━━━━━ Record set ━━━━━

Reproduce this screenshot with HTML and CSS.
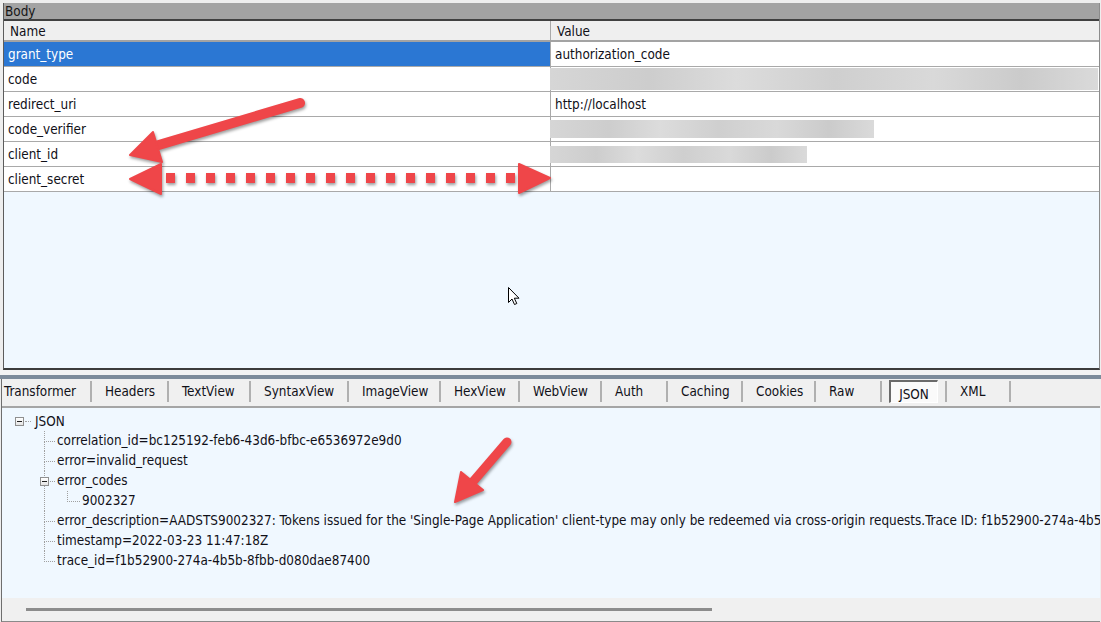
FILE: index.html
```html
<!DOCTYPE html>
<html lang="en">
<head>
  <meta charset="UTF-8">
  <title>Body - JSON inspector</title>
  <link rel="stylesheet" href="styles.css">
</head>
<body>
  <div class="screen">
    <div class="body-panel">
      <div class="panel-title">Body</div>
      <div class="grid">
        <div class="grid-row grid-head"><div class="cell name">Name</div><div class="cell value">Value</div></div>
        <div class="grid-row selected"><div class="cell name">grant_type</div><div class="cell value">authorization_code</div></div>
        <div class="grid-row"><div class="cell name">code</div><div class="cell value hidden"><span class="blur blur-full"></span></div></div>
        <div class="grid-row"><div class="cell name">redirect_uri</div><div class="cell value">http://localhost</div></div>
        <div class="grid-row"><div class="cell name">code_verifier</div><div class="cell value hidden"><span class="blur blur-long"></span></div></div>
        <div class="grid-row"><div class="cell name">client_id</div><div class="cell value hidden"><span class="blur blur-short"></span></div></div>
        <div class="grid-row"><div class="cell name">client_secret</div><div class="cell value"></div></div>
      </div>
      <div class="grid-empty"></div>
    </div>

    <div class="splitter"></div>

    <div class="inspector">
      <div class="tabs">
        <div class="tab first">Transformer</div>
        <div class="tab">Headers</div>
        <div class="tab">TextView</div>
        <div class="tab">SyntaxView</div>
        <div class="tab">ImageView</div>
        <div class="tab">HexView</div>
        <div class="tab">WebView</div>
        <div class="tab">Auth</div>
        <div class="tab">Caching</div>
        <div class="tab">Cookies</div>
        <div class="tab">Raw</div>
        <div class="tab current"><span class="tab-active">JSON</span></div>
        <div class="tab">XML</div>
      </div>

      <div class="tree">
        <div class="tree-root"><span class="toggle"></span><span class="dash"></span>JSON</div>
        <ul class="tree-list">
          <li>correlation_id=bc125192-feb6-43d6-bfbc-e6536972e9d0</li>
          <li>error=invalid_request</li>
          <li class="open"><span class="toggle"></span>error_codes
            <ul class="tree-list sub">
              <li>9002327</li>
            </ul>
          </li>
          <li>error_description=AADSTS9002327: Tokens issued for the 'Single-Page Application' client-type may only be redeemed via cross-origin requests.Trace ID: f1b52900-274a-4b5</li>
          <li>timestamp=2022-03-23 11:47:18Z</li>
          <li>trace_id=f1b52900-274a-4b5b-8fbb-d080dae87400</li>
        </ul>
      </div>

      <div class="hscroll"><div class="thumb"></div></div>
    </div>

    <!-- red annotation arrows + mouse pointer drawn over the screenshot -->
    <svg class="overlay" width="1101" height="622" viewBox="0 0 1101 622">
      <g class="arrow">
        <line x1="300" y1="103" x2="152" y2="147" stroke-width="10" stroke-linecap="round"/>
        <polygon points="130,155 153,132 162,162"/>
      </g>
      <g class="arrow">
        <polygon points="130,179 161,164 161,194"/>
        <line class="dots" x1="166" y1="178" x2="516" y2="178" stroke-width="10"/>
        <polygon points="550,178 519,164 519,193"/>
      </g>
      <g class="arrow">
        <line x1="507" y1="442" x2="471" y2="484" stroke-width="9" stroke-linecap="round"/>
        <polygon points="455,502 461,472 483,490"/>
      </g>
      <path class="pointer" transform="translate(508,287)" d="M0.5 0.5V15.5L4 12L6.5 17.5L8.8 16.5L6.3 11.2H11Z"/>
    </svg>
  </div>
</body>
</html>
```

FILE: styles.css
```css
html, body { margin:0; padding:0; }
body {
  width:1101px; height:622px; overflow:hidden;
  background:#eeeeee;
  font-family: Tahoma, "DejaVu Sans Condensed", "DejaVu Sans", sans-serif;
  font-size:13.4px;
  color:#101018;
}
.screen {
  position:relative;
  height:622px; box-sizing:border-box;
  padding-top:3px;
  display:flex; flex-direction:column;
}

/* top panel: Body grid */
.body-panel {
  margin-left:3px; width:1097px; height:367px; box-sizing:border-box;
  border-left:1px solid #5c5c5c; border-right:1px solid #8c8c8c; border-bottom:2px solid #3c3c3c;
  display:flex; flex-direction:column;
  background:#f0f8ff;
}
.panel-title {
  height:16px; line-height:18px;
  padding-left:1px;
  background:#a3a3a3; color:#161616;
  border-bottom:2px solid #404040;
}
.grid-row {
  display:grid; grid-template-columns:547px 1fr;
  height:24px;
  background:#fff;
  border-bottom:1px solid #a9a9a9;
}
.grid-head { height:19px; background:#efefef; border-bottom:2px solid #a3a3a3; }
.cell {
  display:flex; align-items:center;
  padding:1px 0 0 4px;
  white-space:nowrap; overflow:hidden;
}
.cell.name { box-sizing:border-box; border-right:1px solid #a9a9a9; }
.grid-head .cell { padding-left:6px; }
.selected .name { background:#2b77d3; color:#fff; }
.cell.hidden { padding:0; overflow:visible; }
.blur {
  display:block; margin-left:-1px;
  background:linear-gradient(90deg,#d6d6d6 0%,#cdcdcd 18%,#dcdcdc 34%,#cfcfcf 52%,#d9d9d9 70%,#cbcbcb 86%,#dadada 100%);
  filter:blur(0.6px);
}
.blur-full { width:100%; height:22px; }
.blur-long { width:324px; height:18px; }
.blur-short { width:257px; height:17px; }
.grid-empty { flex:1; }

.splitter { height:5px; background:#f3f3f3; border-bottom:4px solid #7d8b9a; }

/* lower panel: inspector tabs + tree */
.inspector {
  flex:1;
  margin-left:1px; width:1099px; box-sizing:border-box;
  border-left:1px solid #6e6e6e; border-bottom:1px solid #8a8a8a;
  display:flex; flex-direction:column;
}
.tabs {
  height:25px; padding:2px 0 0 1px;
  display:grid;
  grid-template-columns:89px 77px 82px 98px 92px 79px 82px 66px 75px 73px 66px 65px 64px;
  background:#f0f0f0;
  border-bottom:2px solid #a5a5a5;
}
.tab {
  height:21px; line-height:21px;
  padding-left:13px;
  white-space:nowrap; overflow:hidden;
  border-right:2px solid #b0b0b0;
}
.tab.first { padding-left:1px; }
.tab.current { padding-left:7px; overflow:visible; }
.tab-active {
  display:inline-block; box-sizing:border-box;
  width:49px; height:23px; margin-top:-1px;
  line-height:23px; padding-top:1px;
  text-align:center;
  background:#fafafa;
  border-top:2px solid #6a6a6a; border-left:2px solid #6a6a6a;
  border-right:1px solid #fff; border-bottom:1px solid #fff;
  vertical-align:top;
}

.tree {
  height:187px; padding-top:3px;
  background:#f0f8ff;
  overflow:hidden; white-space:nowrap;
}
.tree-root { height:20px; display:flex; align-items:center; padding-left:13px; }
.toggle {
  width:9px; height:9px; box-sizing:border-box;
  border:1px solid #8f8f8f;
  background:linear-gradient(#ffffff,#e4e4e4);
  position:relative;
}
.toggle::after {
  content:''; position:absolute;
  left:1px; top:3px; width:5px; height:1px;
  background:#1f1f1f;
}
.dash { width:6px; margin:0 4px 0 1px; border-top:1px dotted #a0a0a0; }

.tree-list { list-style:none; margin:0 0 0 42px; padding:0; }
.tree-list li { position:relative; padding-left:13px; line-height:20px; }
.tree-list li::before {
  content:''; position:absolute; left:0; top:0;
  width:10px; height:10px;
  border-left:1px dotted #a0a0a0; border-bottom:1px dotted #a0a0a0;
}
.tree-list li:not(:last-child)::after {
  content:''; position:absolute; left:0; top:10px; bottom:0;
  border-left:1px dotted #a0a0a0;
}
.tree-list li.open > .toggle { position:absolute; left:-4px; top:6px; z-index:1; }
.tree-list.sub { margin-left:10px; }
.tree-list.sub li { padding-left:15px; }
.tree-list.sub li::before { width:12px; }

.hscroll { flex:1; background:#f0f0f0; }
.thumb { margin:10px 0 0 24px; width:686px; height:3px; background:#8c8c8c; }

/* annotations */
.overlay { position:absolute; left:0; top:0; pointer-events:none; }
.arrow { fill:#ef4649; stroke:#ef4649; filter:drop-shadow(1px 2px 1.5px rgba(0,0,0,0.38)); }
.arrow polygon { stroke-width:2; stroke-linejoin:round; }
.arrow .dots { stroke-dasharray:9 11; }
.pointer { fill:#fff; stroke:#000; stroke-width:1; stroke-linejoin:miter; }
```
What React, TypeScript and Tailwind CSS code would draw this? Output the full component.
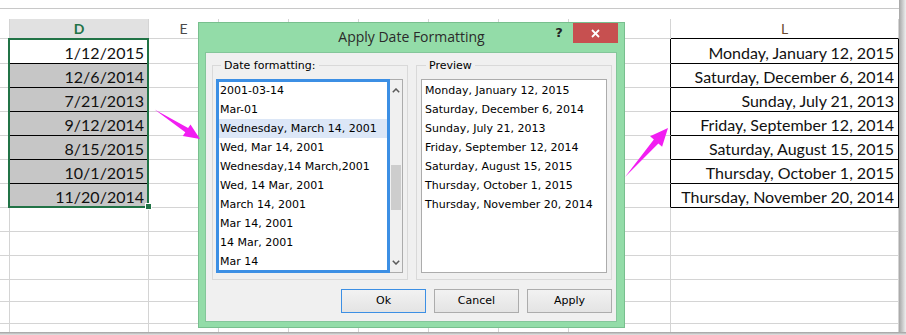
import React from "react";

const dVals = ["1/12/2015", "12/6/2014", "7/21/2013", "9/12/2014", "8/15/2015", "10/1/2015", "11/20/2014"];
const lVals = [
  "Monday, January 12, 2015",
  "Saturday, December 6, 2014",
  "Sunday, July 21, 2013",
  "Friday, September 12, 2014",
  "Saturday, August 15, 2015",
  "Thursday, October 1, 2015",
  "Thursday, November 20, 2014",
];
const formats = [
  "2001-03-14",
  "Mar-01",
  "Wednesday, March 14, 2001",
  "Wed, Mar 14, 2001",
  "Wednesday,14 March,2001",
  "Wed, 14 Mar, 2001",
  "March 14, 2001",
  "Mar 14, 2001",
  "14 Mar, 2001",
  "Mar 14",
];

const G = "border-[#d4d4d4]";

function EmptyCells({ last }: { last?: boolean }) {
  const b = last ? "border-r" : "border-r border-b";
  return (
    <>
      <div className={`w-[10px] shrink-0 ${b} ${G}`} />
      <div className={`w-[139px] shrink-0 ${b} ${G}`} />
      <div className={`w-[70px] shrink-0 ${b} ${G}`} />
      <div className={`w-[70px] shrink-0 ${b} ${G}`} />
      <div className={`w-[70px] shrink-0 ${b} ${G}`} />
      <div className={`w-[70px] shrink-0 ${b} ${G}`} />
      <div className={`w-[70px] shrink-0 ${b} ${G}`} />
      <div className={`w-[70px] shrink-0 ${b} ${G}`} />
      <div className={`w-[102px] shrink-0 ${b} ${G}`} />
      <div className={`w-[228px] shrink-0 ${b} ${G}`} />
    </>
  );
}

function DataRow({ i, hClass }: { i: number; hClass: string }) {
  const dBg = i === 0 ? "bg-white" : "bg-[#c6c6c6]";
  return (
    <div className={`flex ${hClass}`}>
      <div className={`w-[10px] shrink-0 border-r border-b ${G}`} />
      <div className={`w-[139px] shrink-0 border-r border-b ${G} flex`}>
        <div className={`flex-1 ${dBg} border-b border-black -mb-px flex items-end justify-end pr-[4px] pb-[1px] leading-[19px]`}>
          {dVals[i]}
        </div>
      </div>
      <div className={`w-[70px] shrink-0 border-r border-b ${G}`} />
      <div className={`w-[70px] shrink-0 border-r border-b ${G}`} />
      <div className={`w-[70px] shrink-0 border-r border-b ${G}`} />
      <div className={`w-[70px] shrink-0 border-r border-b ${G}`} />
      <div className={`w-[70px] shrink-0 border-r border-b ${G}`} />
      <div className={`w-[70px] shrink-0 border-r border-b ${G}`} />
      <div className={`w-[102px] shrink-0 border-r border-b border-b-[#d4d4d4] border-r-black`} />
      <div className="w-[228px] shrink-0 border-r border-b border-black flex items-end justify-end pr-[4px] pb-[1px] leading-[19px] whitespace-nowrap">
        {lVals[i]}
      </div>
    </div>
  );
}

function Sheet() {
  return (
    <div className="w-[899px] shrink-0 flex flex-col font-['Lato',sans-serif] text-[16px] text-[#111]">
      <div className="h-[8px] shrink-0" />
      <div className="h-[11px] shrink-0 border-t border-[#c8c8c8]" />
      {/* header row */}
      <div className="flex h-[20px] shrink-0 text-[14px]">
        <div className={`w-[10px] shrink-0 border-r border-b ${G}`} />
        <div className={`w-[139px] shrink-0 border-r border-b ${G} bg-[#e1e1e1] flex items-center justify-center font-bold text-[#217346]`}>
          D
        </div>
        <div className={`w-[70px] shrink-0 border-r border-b ${G} flex items-center justify-center text-[#4a4a4a]`}>E</div>
        <div className={`w-[70px] shrink-0 border-r border-b ${G}`} />
        <div className={`w-[70px] shrink-0 border-r border-b ${G}`} />
        <div className={`w-[70px] shrink-0 border-r border-b ${G}`} />
        <div className={`w-[70px] shrink-0 border-r border-b ${G}`} />
        <div className={`w-[70px] shrink-0 border-r border-b ${G}`} />
        <div className={`w-[102px] shrink-0 border-r border-b ${G}`} />
        <div className={`w-[228px] shrink-0 border-r ${G} border-b border-b-black flex items-center justify-center text-[#6a4a30]`}>
          L
        </div>
      </div>
      <DataRow i={0} hClass="h-[25px] shrink-0" />
      <DataRow i={1} hClass="h-[24px] shrink-0" />
      <DataRow i={2} hClass="h-[24px] shrink-0" />
      <DataRow i={3} hClass="h-[24px] shrink-0" />
      <DataRow i={4} hClass="h-[24px] shrink-0" />
      <DataRow i={5} hClass="h-[24px] shrink-0" />
      <DataRow i={6} hClass="h-[24px] shrink-0" />
      <div className="flex h-[24px] shrink-0"><EmptyCells /></div>
      <div className="flex h-[24px] shrink-0"><EmptyCells /></div>
      <div className="flex h-[24px] shrink-0"><EmptyCells /></div>
      <div className="flex h-[22px] shrink-0"><EmptyCells /></div>
      <div className="flex h-[22px] shrink-0"><EmptyCells /></div>
      <div className="flex flex-1"><EmptyCells last /></div>
    </div>
  );
}

function Chevron({ up }: { up?: boolean }) {
  return (
    <svg width="8" height="5" viewBox="0 0 8 5">
      <polyline
        points={up ? "0.8,4.3 4,1 7.2,4.3" : "0.8,0.7 4,4 7.2,0.7"}
        fill="none"
        stroke="#5a5a5a"
        strokeWidth="1.5"
      />
    </svg>
  );
}

function Dialog() {
  return (
    <div className="absolute left-[198px] top-[22px] w-[427px] h-[306px] bg-[#93dca8] border border-[#78bf8e] flex flex-col font-['DejaVu_Sans',sans-serif] text-[11px] text-black">
      <div className="h-[29px] shrink-0 grid grid-cols-[1fr_auto_1fr] items-start">
        <div />
        <div className="pt-[4px] font-['Open_Sans',sans-serif] text-[14px] leading-[20px] text-[#2b2b2b] whitespace-nowrap">
          Apply Date Formatting
        </div>
        <div className="flex justify-end items-start pr-[6px]">
          <div className="w-[16px] h-[20px] mr-[6px] flex items-center justify-center font-bold text-[13px] text-[#222]">?</div>
          <div className="w-[45px] h-[20px] bg-[#c75050] flex items-center justify-center">
            <svg width="9" height="9" viewBox="0 0 9 9">
              <line x1="1" y1="1" x2="8" y2="8" stroke="white" strokeWidth="1.8" />
              <line x1="8" y1="1" x2="1" y2="8" stroke="white" strokeWidth="1.8" />
            </svg>
          </div>
        </div>
      </div>
      <div className="ml-[6px] w-[412px] h-[270px] shrink-0 bg-[#f0f0f0] border border-[#84c69a] flex flex-col pl-[6px] pr-[4px] pt-[6px] pb-[8px]">
        <div className="flex gap-[8px]">
          <fieldset className="w-[196px] border border-[#d9d9d9] pl-[3px] pr-[4px] pt-[7px] pb-[6px]">
            <legend className="ml-[5px] px-[3px] leading-[13px]">Date formatting:</legend>
            <div className="flex h-[194px] w-[187px]">
              <div className="w-[174px] border-[3px] border-[#3c8fe4] bg-white overflow-hidden">
                <div className="-mt-[1px]">
                  {formats.map((f, i) => (
                    <div
                      key={f}
                      className={`h-[19px] leading-[19px] pl-[1px] whitespace-nowrap ${i === 2 ? "bg-[#dce7f7]" : ""}`}
                    >
                      {f}
                    </div>
                  ))}
                </div>
              </div>
              <div className="w-[13px] border-y border-r border-[#acacac] bg-[#f0f0f0] flex flex-col">
                <div className="h-[20px] flex items-center justify-center">
                  <Chevron up />
                </div>
                <div className="flex-1">
                  <div className="mt-[65px] h-[45px] mx-[1px] bg-[#cdcdcd]" />
                </div>
                <div className="h-[20px] flex items-center justify-center">
                  <Chevron />
                </div>
              </div>
            </div>
          </fieldset>
          <fieldset className="w-[196px] border border-[#d9d9d9] pl-[4px] pr-[4px] pt-[7px] pb-[6px]">
            <legend className="ml-[5px] px-[3px] leading-[13px]">Preview</legend>
            <div className="w-[186px] h-[194px] border border-[#acacac] bg-white pl-[3px] pt-[1px] overflow-hidden">
              {lVals.map((v) => (
                <div key={v} className="h-[19px] leading-[19px] whitespace-nowrap">
                  {v}
                </div>
              ))}
            </div>
          </fieldset>
        </div>
        <div className="mt-[9px] flex justify-end gap-[8px]">
          <div className="w-[85px] h-[24px] border border-[#3c8fe4] bg-linear-to-b from-[#f2f2f2] to-[#e4e4e4] flex items-center justify-center">
            Ok
          </div>
          <div className="w-[85px] h-[24px] border border-[#acacac] bg-linear-to-b from-[#f2f2f2] to-[#e4e4e4] flex items-center justify-center">
            Cancel
          </div>
          <div className="w-[85px] h-[24px] border border-[#acacac] bg-linear-to-b from-[#f2f2f2] to-[#e4e4e4] flex items-center justify-center">
            Apply
          </div>
        </div>
      </div>
    </div>
  );
}

export default function App() {
  return (
    <div className="relative w-[906px] h-[335px] overflow-hidden bg-white flex flex-col">
      <div className="flex h-[332px] shrink-0">
        <Sheet />
        <div className="flex-1 bg-linear-to-r from-[#a6a6a6] to-[#efefef]" />
      </div>
      <div className="flex-1 bg-linear-to-b from-[#a0a0a0] to-[#e6e6e6]" />

      {/* selection overlay */}
      <div className="absolute left-[8px] top-[38px] w-[141px] h-[170px] border-2 border-[#217346]" />
      <div className="absolute left-[145px] top-[203px] w-[7px] h-[7px] bg-[#217346] border border-white" />

      <Dialog />

      <svg className="absolute left-0 top-0 pointer-events-none" width="906" height="335" viewBox="0 0 906 335">
        <polygon
          points="154.6,109.5 188.1,128.1 190.5,124.4 200,139 182.8,136 185.3,132.3"
          fill="#f21ef2"
        />
        <polygon
          points="625,177 653.85,139.5 650.1,136.2 668,128 662.1,146.8 658.35,143.5"
          fill="#f21ef2"
        />
      </svg>
    </div>
  );
}
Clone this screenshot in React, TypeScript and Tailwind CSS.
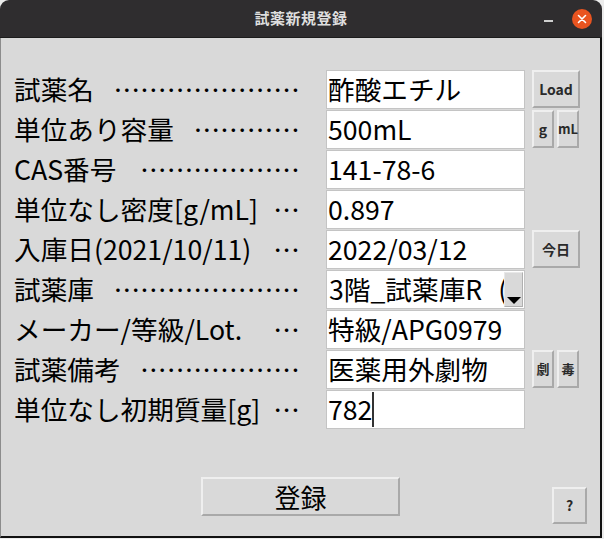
import React from "react";

const rows: { label: string; dots: number; value: string }[] = [
  { label: "試薬名", dots: 7, value: "酢酸エチル" },
  { label: "単位あり容量", dots: 4, value: "500mL" },
  { label: "CAS番号", dots: 6, value: "141-78-6" },
  { label: "単位なし密度[g/mL]", dots: 1, value: "0.897" },
  { label: "入庫日(2021/10/11)", dots: 1, value: "2022/03/12" },
  { label: "試薬庫", dots: 7, value: "3階_試薬庫R" },
  { label: "メーカー/等級/Lot.", dots: 1, value: "特級/APG0979" },
  { label: "試薬備考", dots: 6, value: "医薬用外劇物" },
  { label: "単位なし初期質量[g]", dots: 1, value: "782" },
];

const btn =
  "flex items-center justify-center bg-[#d9d9d9] border-2 border-t-[#efefef] border-l-[#efefef] border-r-[#a9a9a9] border-b-[#a9a9a9] text-[#2a2a2a] font-bold";

function Side({ i }: { i: number }) {
  if (i === 0)
    return <div className={`${btn} w-[48px] h-[38px] text-[14px]`}>Load</div>;
  if (i === 1)
    return (
      <div className="flex gap-[3px]">
        <div className={`${btn} w-[22px] h-[38px] text-[14px]`}>g</div>
        <div className={`${btn} w-[22px] h-[38px] text-[13px]`}>mL</div>
      </div>
    );
  if (i === 4)
    return <div className={`${btn} w-[48px] h-[38px] text-[14px]`}>今日</div>;
  if (i === 7)
    return (
      <div className="flex gap-[3px]">
        <div className={`${btn} w-[22px] h-[38px] text-[13px]`}>劇</div>
        <div className={`${btn} w-[22px] h-[38px] text-[13px]`}>毒</div>
      </div>
    );
  return null;
}

export default function App() {
  return (
    <div className="w-[604px] h-[539px] bg-[#ececec] font-['Noto_Sans_CJK_JP',sans-serif]">
      <div className="w-[602px] h-[538px] flex flex-col">
        {/* title bar */}
        <div className="relative h-[38px] bg-[#2f2d2f] rounded-t-[9px] border-b border-[#1c1c1c] flex items-center justify-center">
          <span className="text-[15px] font-bold text-[#dedede] tracking-[0.5px]">試薬新規登録</span>
          <div className="absolute left-[544px] top-[20px] w-[9px] h-[2px] bg-[#cfcfcf]" />
          <div className="absolute left-[572px] top-[9px] w-[20px] h-[20px] rounded-full bg-[#e95420] flex items-center justify-center">
            <svg width="10" height="10" viewBox="0 0 10 10">
              <path d="M1.5 1.5 L8.5 8.5 M8.5 1.5 L1.5 8.5" stroke="#fff" strokeWidth="1.6" strokeLinecap="round" />
            </svg>
          </div>
        </div>
        {/* body */}
        <div className="flex-1 bg-[#d9d9d9] border-l border-l-[#8c8c8c] border-r-2 border-r-[#111] border-b-2 border-b-[#111] pt-[32px] flex flex-col">
          {rows.map((r, i) => (
            <div key={i} className="flex h-[40px] items-start pl-[13px]">
              <div className="w-[286px] h-[39px] flex items-center justify-between text-[26.67px] leading-none text-black whitespace-pre">
                <span>{r.label}</span>
                <span>{"…".repeat(r.dots)}</span>
              </div>
              <div className="ml-[26px] w-[199px] h-[39px] bg-white border border-[#c4c4c4] flex items-stretch text-[26.67px] leading-none text-black">
                {i === 5 ? (
                  <>
                    <div className="flex-1 overflow-hidden whitespace-pre flex items-center pl-[2px]">
                      <span>{r.value}</span>
                      <span className="ml-[16px]">(冷蔵)</span>
                    </div>
                    <div className="w-[19px] my-[1px] mr-[1px] bg-[#d9d9d9] border border-t-[#e8e8e8] border-l-[#e8e8e8] border-r-[#b0b0b0] border-b-[#b0b0b0] flex items-end justify-center pb-[2px]">
                      <svg width="14" height="7" viewBox="0 0 14 7">
                        <path d="M0 0 L14 0 L7 7 Z" fill="#000" />
                      </svg>
                    </div>
                  </>
                ) : (
                  <div className="flex items-center pl-[1px] whitespace-pre">
                    <span>{r.value}</span>
                    {i === 8 && <span className="self-stretch w-[1.5px] bg-[#333] my-[1px]" />}
                  </div>
                )}
              </div>
              <div className="ml-[7px]">
                <Side i={i} />
              </div>
            </div>
          ))}
          <div className="flex items-start mt-[47px] pl-[200px]">
            <div className={`${btn} w-[199px] h-[39px] text-[26px] !font-normal text-black`}>登録</div>
            <div className={`${btn} ml-[152px] mt-[10px] w-[35px] h-[37px] text-[14px]`}>?</div>
          </div>
        </div>
      </div>
    </div>
  );
}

━━━━━

**Exercise requirements**
Find the word "full" in the entries above and gather every line that holds it.

**Solution to this exercise**
        <div class="grid-row"><div class="cell name">code</div><div class="cell value hidden"><span class="blur blur-full"></span></div></div>
.blur-full { width:100%; height:22px; }
What React, TypeScript and Tailwind CSS code would draw this? Output the full component.
          <div className="absolute left-[572px] top-[9px] w-[20px] h-[20px] rounded-full bg-[#e95420] flex items-center justify-center">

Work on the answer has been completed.